▶ **Exercise instructions**
Keep every line where the word "Reproduce" appears; drop the rest.

▶ **Data shown**

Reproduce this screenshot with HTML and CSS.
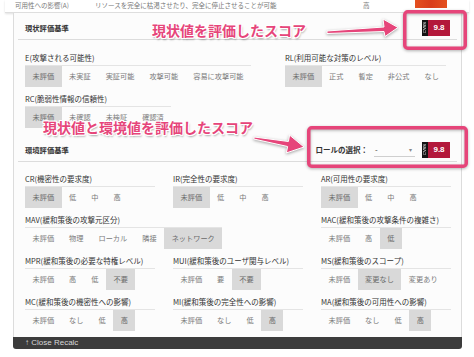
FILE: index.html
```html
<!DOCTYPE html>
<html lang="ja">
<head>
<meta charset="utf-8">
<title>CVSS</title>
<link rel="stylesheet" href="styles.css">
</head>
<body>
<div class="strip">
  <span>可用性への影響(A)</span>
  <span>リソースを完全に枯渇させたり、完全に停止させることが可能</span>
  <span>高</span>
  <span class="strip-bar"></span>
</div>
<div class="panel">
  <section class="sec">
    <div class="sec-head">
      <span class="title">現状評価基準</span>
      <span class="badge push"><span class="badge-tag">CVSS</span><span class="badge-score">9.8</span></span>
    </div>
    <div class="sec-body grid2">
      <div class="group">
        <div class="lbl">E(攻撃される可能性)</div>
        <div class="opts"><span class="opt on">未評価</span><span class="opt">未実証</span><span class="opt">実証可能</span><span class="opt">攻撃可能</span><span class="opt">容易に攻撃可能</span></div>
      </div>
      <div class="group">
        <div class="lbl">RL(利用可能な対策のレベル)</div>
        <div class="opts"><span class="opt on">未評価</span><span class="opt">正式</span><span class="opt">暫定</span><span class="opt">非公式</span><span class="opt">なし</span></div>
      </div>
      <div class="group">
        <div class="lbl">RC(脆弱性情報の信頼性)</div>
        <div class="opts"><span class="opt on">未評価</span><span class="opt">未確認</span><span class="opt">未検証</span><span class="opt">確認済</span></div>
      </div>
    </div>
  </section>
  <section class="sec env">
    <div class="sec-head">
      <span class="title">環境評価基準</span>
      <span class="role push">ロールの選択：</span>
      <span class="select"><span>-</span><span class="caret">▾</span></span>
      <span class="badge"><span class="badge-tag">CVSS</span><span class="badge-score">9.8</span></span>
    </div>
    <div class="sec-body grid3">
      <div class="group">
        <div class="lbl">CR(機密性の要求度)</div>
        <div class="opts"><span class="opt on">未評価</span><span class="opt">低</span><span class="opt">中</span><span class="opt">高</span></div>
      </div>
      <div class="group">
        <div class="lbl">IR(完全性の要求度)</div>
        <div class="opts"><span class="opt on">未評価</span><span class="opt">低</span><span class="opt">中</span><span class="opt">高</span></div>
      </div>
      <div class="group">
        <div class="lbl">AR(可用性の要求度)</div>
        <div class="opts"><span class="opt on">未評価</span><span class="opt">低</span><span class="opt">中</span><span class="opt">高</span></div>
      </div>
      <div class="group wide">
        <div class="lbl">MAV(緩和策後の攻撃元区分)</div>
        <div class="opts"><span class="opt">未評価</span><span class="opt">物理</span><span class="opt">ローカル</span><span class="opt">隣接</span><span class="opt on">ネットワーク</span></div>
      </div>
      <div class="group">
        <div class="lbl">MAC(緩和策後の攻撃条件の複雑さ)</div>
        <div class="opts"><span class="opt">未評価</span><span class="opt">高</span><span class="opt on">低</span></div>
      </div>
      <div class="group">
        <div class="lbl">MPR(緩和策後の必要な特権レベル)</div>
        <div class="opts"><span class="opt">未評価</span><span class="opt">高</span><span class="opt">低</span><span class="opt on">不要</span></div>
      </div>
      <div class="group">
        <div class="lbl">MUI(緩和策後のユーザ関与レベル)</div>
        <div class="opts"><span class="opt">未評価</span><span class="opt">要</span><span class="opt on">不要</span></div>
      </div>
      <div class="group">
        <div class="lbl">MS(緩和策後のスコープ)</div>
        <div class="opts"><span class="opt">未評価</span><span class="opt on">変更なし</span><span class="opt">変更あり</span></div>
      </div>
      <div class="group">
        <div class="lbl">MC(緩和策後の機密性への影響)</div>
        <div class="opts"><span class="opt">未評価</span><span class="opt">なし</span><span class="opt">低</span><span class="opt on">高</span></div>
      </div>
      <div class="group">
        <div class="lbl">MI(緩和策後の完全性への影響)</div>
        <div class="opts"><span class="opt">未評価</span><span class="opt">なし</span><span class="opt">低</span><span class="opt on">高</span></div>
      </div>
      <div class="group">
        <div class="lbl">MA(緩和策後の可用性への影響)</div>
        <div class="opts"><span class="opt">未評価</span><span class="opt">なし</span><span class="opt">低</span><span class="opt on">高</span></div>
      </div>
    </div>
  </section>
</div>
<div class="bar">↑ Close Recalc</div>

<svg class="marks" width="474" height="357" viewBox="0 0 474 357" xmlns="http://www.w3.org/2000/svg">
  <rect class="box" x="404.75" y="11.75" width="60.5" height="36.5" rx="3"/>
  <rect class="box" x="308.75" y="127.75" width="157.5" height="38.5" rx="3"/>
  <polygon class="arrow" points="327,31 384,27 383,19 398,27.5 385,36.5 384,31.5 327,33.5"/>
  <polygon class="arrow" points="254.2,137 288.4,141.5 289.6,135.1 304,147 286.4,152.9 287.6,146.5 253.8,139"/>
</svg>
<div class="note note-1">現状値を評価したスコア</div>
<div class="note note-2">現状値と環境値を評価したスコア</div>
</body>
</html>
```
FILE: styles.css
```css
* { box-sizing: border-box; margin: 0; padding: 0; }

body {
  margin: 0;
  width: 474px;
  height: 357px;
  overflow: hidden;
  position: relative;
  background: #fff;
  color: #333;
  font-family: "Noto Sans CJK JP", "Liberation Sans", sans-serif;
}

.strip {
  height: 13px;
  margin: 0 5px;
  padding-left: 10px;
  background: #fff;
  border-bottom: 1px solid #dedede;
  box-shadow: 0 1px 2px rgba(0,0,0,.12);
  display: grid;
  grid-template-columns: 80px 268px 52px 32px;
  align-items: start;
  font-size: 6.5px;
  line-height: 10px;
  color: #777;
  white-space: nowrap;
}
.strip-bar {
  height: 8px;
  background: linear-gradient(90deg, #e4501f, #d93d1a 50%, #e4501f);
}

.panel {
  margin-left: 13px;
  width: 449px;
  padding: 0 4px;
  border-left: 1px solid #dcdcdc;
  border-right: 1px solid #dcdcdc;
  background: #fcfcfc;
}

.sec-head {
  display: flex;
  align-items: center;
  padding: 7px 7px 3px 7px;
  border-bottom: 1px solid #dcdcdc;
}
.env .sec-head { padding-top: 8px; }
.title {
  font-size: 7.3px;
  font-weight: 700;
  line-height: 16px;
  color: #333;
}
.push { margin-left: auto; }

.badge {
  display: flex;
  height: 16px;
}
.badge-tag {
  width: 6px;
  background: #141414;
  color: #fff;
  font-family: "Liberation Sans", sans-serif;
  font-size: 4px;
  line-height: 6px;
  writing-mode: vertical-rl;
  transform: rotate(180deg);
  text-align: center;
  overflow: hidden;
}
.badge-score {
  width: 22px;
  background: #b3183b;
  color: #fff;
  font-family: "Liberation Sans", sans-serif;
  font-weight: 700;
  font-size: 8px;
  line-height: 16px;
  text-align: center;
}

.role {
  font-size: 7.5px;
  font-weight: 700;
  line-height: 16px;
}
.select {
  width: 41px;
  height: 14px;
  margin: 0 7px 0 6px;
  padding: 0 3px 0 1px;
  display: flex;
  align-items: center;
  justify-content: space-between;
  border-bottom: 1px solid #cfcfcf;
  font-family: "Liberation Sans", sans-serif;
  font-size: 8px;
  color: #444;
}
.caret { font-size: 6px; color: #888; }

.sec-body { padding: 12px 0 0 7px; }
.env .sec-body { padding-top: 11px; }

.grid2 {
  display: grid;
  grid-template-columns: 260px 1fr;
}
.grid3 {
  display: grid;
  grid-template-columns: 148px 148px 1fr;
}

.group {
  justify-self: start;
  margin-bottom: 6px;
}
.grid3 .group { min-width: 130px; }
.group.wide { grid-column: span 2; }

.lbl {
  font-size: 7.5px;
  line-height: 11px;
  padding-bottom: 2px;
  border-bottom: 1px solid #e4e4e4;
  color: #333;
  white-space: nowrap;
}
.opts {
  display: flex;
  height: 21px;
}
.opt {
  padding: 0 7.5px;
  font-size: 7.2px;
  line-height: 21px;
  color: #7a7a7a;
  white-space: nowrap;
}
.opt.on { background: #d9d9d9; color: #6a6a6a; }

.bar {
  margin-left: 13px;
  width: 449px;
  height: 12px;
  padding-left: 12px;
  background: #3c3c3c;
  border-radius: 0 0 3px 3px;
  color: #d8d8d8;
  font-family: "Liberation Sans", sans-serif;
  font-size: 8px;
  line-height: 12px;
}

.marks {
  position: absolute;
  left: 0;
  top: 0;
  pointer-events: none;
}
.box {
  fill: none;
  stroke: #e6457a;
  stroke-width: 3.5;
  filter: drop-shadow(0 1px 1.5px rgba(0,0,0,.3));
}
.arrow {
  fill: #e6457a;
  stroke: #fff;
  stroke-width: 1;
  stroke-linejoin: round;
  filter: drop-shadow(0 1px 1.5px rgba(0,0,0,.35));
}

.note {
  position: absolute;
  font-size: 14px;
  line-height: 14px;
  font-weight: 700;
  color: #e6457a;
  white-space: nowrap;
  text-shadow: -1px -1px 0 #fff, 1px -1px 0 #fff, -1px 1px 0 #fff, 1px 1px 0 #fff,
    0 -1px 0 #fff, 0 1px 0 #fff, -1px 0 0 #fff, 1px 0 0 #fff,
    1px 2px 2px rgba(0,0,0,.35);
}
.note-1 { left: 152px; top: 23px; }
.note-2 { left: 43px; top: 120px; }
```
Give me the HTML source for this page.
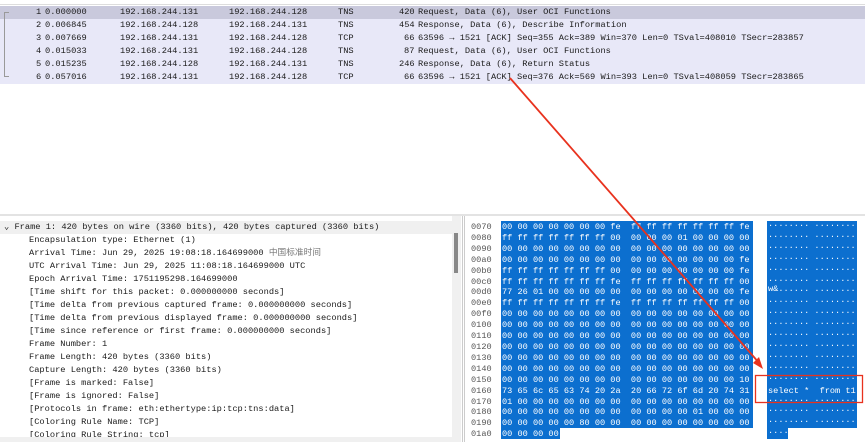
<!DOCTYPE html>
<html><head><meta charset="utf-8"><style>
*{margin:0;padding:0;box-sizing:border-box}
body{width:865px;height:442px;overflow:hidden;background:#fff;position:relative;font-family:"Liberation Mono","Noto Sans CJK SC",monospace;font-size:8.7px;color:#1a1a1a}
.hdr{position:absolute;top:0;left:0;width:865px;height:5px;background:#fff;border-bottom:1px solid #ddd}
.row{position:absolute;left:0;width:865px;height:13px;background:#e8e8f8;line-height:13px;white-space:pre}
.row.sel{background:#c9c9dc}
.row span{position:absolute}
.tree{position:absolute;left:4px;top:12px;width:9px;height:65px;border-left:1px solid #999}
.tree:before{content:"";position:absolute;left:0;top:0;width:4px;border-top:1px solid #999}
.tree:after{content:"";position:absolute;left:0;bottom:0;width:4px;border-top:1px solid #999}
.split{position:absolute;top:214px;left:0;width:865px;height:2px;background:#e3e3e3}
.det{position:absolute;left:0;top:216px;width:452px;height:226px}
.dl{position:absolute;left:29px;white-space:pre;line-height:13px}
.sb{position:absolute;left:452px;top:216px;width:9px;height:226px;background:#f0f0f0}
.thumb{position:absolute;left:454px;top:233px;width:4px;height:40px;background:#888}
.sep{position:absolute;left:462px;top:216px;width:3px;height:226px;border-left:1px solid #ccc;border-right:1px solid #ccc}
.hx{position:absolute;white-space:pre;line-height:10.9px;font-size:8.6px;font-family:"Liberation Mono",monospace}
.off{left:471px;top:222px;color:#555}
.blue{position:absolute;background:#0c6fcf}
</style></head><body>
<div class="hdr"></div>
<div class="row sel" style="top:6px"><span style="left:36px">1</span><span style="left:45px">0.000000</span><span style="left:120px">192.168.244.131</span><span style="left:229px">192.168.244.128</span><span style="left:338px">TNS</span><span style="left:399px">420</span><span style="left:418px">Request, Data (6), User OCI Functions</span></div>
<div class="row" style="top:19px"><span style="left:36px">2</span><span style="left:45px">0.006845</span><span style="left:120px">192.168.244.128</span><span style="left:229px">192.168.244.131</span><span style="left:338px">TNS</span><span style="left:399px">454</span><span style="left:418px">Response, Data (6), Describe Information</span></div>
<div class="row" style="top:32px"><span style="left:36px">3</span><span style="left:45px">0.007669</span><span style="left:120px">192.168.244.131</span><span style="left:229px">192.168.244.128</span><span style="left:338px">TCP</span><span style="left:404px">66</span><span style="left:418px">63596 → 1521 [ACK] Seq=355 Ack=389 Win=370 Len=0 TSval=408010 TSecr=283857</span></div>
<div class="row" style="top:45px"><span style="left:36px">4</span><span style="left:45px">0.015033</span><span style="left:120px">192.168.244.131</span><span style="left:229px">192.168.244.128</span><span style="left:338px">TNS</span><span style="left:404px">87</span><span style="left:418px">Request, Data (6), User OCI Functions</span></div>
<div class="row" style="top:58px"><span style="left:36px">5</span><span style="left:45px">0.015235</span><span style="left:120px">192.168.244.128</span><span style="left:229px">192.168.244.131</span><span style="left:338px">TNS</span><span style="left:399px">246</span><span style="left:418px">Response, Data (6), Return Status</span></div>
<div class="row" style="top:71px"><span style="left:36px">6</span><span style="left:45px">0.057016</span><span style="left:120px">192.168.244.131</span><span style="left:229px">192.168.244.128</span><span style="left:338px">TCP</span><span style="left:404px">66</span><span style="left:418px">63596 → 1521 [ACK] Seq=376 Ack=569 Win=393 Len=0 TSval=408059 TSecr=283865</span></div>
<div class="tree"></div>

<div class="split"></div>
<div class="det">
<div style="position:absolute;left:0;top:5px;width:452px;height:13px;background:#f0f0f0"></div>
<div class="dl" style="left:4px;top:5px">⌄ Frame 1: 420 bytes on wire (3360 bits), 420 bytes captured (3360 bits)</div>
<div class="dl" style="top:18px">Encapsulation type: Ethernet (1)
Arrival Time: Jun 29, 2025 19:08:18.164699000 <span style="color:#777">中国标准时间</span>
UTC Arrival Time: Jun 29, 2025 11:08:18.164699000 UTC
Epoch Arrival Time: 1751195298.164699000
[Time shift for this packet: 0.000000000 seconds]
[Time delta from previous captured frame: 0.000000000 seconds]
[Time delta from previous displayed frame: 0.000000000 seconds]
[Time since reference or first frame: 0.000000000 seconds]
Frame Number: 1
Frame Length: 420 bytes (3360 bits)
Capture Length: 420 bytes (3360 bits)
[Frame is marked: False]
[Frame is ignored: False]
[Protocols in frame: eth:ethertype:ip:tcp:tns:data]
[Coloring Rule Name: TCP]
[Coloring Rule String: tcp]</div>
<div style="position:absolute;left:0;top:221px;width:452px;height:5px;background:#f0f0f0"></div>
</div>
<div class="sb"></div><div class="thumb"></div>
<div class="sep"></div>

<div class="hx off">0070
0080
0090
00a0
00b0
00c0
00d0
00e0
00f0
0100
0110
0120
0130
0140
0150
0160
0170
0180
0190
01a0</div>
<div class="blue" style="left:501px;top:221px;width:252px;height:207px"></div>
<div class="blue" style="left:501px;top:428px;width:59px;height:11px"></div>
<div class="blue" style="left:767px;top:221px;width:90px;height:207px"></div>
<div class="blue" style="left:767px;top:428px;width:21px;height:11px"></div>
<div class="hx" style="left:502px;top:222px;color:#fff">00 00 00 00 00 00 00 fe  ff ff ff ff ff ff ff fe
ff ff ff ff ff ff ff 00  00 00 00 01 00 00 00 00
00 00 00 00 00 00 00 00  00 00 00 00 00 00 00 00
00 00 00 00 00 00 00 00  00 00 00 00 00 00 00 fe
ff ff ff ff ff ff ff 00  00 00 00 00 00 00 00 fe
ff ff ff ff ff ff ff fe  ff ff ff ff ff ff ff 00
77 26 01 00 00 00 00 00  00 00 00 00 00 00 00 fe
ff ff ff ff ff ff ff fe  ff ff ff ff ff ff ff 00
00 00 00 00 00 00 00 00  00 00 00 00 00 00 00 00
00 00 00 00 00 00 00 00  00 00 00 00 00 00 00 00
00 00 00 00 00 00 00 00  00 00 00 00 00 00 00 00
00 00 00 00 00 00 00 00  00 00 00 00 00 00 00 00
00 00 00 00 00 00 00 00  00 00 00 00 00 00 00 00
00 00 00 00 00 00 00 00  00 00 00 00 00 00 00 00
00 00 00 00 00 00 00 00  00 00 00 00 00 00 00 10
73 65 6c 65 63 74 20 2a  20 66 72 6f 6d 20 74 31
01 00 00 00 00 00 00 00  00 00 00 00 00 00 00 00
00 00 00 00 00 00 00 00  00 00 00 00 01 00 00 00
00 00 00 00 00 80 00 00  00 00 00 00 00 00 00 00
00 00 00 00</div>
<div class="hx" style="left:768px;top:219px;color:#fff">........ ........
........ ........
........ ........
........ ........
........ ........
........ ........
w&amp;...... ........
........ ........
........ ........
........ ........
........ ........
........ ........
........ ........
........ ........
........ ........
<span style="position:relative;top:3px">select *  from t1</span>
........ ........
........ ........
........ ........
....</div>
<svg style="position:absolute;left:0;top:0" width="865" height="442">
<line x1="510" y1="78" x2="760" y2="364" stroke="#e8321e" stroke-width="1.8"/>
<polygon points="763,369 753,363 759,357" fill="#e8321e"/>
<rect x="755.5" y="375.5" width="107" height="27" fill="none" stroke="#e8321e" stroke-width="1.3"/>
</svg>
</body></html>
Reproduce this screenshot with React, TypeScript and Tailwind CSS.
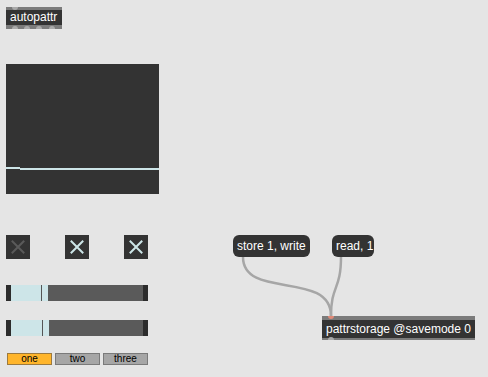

▶ **Answer for the task**
Reproduce this screenshot with HTML and CSS.
Reproduce this screenshot with React, TypeScript and Tailwind CSS.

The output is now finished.